_TASK GOAL_:
Find the string "image" in the data, then copy every line where it is found.

_MATERIALS PROVIDED_:
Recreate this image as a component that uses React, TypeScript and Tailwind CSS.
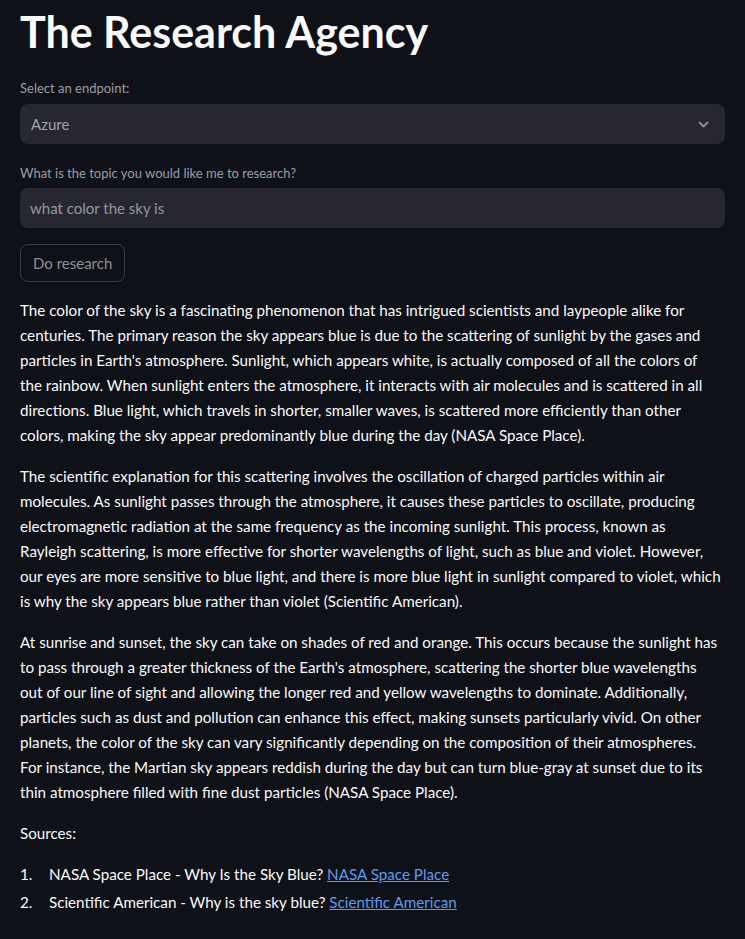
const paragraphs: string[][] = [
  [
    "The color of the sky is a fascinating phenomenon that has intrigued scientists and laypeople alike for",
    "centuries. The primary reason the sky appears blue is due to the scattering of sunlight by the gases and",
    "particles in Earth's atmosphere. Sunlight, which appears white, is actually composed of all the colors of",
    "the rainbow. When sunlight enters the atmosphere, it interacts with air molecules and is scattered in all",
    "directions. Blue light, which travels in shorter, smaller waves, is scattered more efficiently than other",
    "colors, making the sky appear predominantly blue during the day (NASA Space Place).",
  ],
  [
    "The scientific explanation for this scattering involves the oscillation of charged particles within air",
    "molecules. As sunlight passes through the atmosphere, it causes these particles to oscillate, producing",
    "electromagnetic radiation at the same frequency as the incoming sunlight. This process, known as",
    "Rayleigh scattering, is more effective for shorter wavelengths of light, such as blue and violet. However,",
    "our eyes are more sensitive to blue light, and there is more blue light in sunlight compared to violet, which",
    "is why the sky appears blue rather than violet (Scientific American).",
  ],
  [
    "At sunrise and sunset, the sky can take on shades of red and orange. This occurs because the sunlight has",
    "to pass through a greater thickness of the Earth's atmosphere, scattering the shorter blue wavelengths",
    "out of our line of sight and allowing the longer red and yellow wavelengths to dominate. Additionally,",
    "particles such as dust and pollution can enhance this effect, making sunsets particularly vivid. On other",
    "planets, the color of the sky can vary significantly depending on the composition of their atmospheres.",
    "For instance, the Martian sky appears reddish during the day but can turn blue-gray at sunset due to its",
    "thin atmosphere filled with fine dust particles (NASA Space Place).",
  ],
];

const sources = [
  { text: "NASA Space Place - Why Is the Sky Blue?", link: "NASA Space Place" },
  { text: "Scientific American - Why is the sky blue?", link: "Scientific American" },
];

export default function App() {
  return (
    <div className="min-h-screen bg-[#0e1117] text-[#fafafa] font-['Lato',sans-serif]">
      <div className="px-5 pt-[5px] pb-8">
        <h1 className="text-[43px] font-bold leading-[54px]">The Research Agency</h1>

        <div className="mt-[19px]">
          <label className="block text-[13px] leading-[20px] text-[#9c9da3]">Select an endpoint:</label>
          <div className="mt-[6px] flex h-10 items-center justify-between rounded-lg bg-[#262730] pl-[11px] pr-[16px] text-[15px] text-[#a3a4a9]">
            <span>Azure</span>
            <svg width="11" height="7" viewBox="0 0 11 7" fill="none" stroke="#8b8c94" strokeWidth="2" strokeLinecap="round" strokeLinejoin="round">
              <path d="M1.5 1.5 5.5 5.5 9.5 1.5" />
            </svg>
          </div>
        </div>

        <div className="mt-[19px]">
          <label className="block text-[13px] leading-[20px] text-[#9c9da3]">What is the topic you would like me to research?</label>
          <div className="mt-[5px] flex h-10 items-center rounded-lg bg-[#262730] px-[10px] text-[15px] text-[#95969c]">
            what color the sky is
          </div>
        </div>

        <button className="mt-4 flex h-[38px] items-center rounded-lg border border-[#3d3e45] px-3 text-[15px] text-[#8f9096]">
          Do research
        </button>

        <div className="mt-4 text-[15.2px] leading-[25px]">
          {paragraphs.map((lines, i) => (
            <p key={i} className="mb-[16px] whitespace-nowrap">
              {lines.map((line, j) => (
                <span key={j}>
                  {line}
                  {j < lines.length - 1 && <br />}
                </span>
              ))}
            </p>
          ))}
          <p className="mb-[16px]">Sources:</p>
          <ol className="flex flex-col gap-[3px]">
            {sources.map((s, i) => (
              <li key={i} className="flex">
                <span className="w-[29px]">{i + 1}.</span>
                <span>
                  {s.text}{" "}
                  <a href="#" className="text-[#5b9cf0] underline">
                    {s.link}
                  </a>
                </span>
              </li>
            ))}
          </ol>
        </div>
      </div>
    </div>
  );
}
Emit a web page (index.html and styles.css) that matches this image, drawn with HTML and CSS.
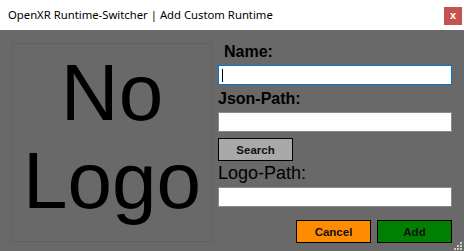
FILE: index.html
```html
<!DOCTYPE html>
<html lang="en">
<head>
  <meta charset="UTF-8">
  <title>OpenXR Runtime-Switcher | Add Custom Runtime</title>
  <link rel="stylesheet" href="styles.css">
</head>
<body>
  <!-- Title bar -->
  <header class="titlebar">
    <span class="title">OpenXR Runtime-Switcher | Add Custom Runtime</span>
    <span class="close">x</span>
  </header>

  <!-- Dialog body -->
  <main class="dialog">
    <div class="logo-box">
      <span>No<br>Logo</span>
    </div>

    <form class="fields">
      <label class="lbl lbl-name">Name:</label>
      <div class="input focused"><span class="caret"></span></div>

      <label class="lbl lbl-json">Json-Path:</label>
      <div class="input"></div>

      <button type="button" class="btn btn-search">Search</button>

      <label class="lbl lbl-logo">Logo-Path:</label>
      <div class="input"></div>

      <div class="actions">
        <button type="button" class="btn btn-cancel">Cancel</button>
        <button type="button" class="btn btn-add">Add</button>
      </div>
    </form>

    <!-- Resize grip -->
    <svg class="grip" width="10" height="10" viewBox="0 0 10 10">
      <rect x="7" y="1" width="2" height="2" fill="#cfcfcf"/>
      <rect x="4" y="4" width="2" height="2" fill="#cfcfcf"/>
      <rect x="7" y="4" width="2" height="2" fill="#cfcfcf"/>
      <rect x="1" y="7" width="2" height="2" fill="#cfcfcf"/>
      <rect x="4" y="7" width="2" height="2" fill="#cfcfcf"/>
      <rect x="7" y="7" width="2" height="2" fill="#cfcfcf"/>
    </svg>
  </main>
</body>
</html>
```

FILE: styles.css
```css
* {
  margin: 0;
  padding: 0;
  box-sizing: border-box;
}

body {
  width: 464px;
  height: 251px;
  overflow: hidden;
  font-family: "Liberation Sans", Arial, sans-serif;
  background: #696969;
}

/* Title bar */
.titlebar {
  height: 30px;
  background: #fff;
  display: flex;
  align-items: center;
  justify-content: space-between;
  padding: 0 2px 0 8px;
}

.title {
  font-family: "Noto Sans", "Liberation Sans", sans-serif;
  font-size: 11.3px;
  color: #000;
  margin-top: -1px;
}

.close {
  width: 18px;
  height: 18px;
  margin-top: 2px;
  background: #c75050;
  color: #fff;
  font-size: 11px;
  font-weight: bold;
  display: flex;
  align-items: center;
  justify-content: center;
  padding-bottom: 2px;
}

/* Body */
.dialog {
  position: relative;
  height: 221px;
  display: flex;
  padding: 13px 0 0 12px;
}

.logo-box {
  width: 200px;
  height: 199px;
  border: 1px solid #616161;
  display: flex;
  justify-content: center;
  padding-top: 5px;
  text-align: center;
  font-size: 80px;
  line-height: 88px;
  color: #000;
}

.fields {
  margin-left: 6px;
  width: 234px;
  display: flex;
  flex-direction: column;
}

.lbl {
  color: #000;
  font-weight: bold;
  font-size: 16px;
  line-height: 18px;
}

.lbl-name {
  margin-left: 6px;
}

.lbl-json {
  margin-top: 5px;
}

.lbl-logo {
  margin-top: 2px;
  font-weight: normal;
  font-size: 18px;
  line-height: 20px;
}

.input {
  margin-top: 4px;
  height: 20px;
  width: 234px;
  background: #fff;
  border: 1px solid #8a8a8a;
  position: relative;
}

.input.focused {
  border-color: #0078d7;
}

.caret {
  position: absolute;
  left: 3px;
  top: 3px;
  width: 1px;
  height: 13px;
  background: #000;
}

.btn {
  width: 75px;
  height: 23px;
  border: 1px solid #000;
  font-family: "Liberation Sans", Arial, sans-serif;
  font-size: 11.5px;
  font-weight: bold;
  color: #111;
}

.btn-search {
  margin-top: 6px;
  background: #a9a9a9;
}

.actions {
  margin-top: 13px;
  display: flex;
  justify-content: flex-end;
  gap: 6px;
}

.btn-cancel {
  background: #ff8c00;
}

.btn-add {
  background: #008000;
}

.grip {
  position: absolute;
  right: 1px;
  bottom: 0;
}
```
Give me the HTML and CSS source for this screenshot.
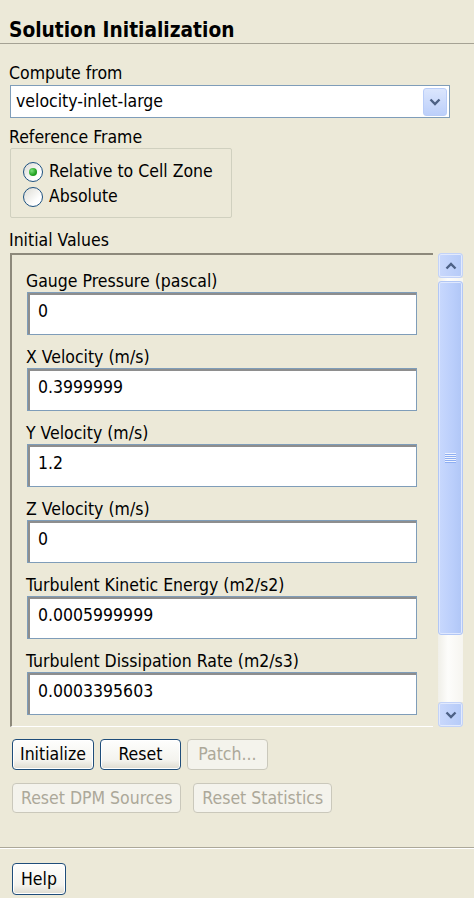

_SOLVED PROBLEM_:
Recreate this image as a component that uses React, TypeScript and Tailwind CSS.
Emit a web page (index.html and styles.css) that matches this image, drawn with HTML and CSS.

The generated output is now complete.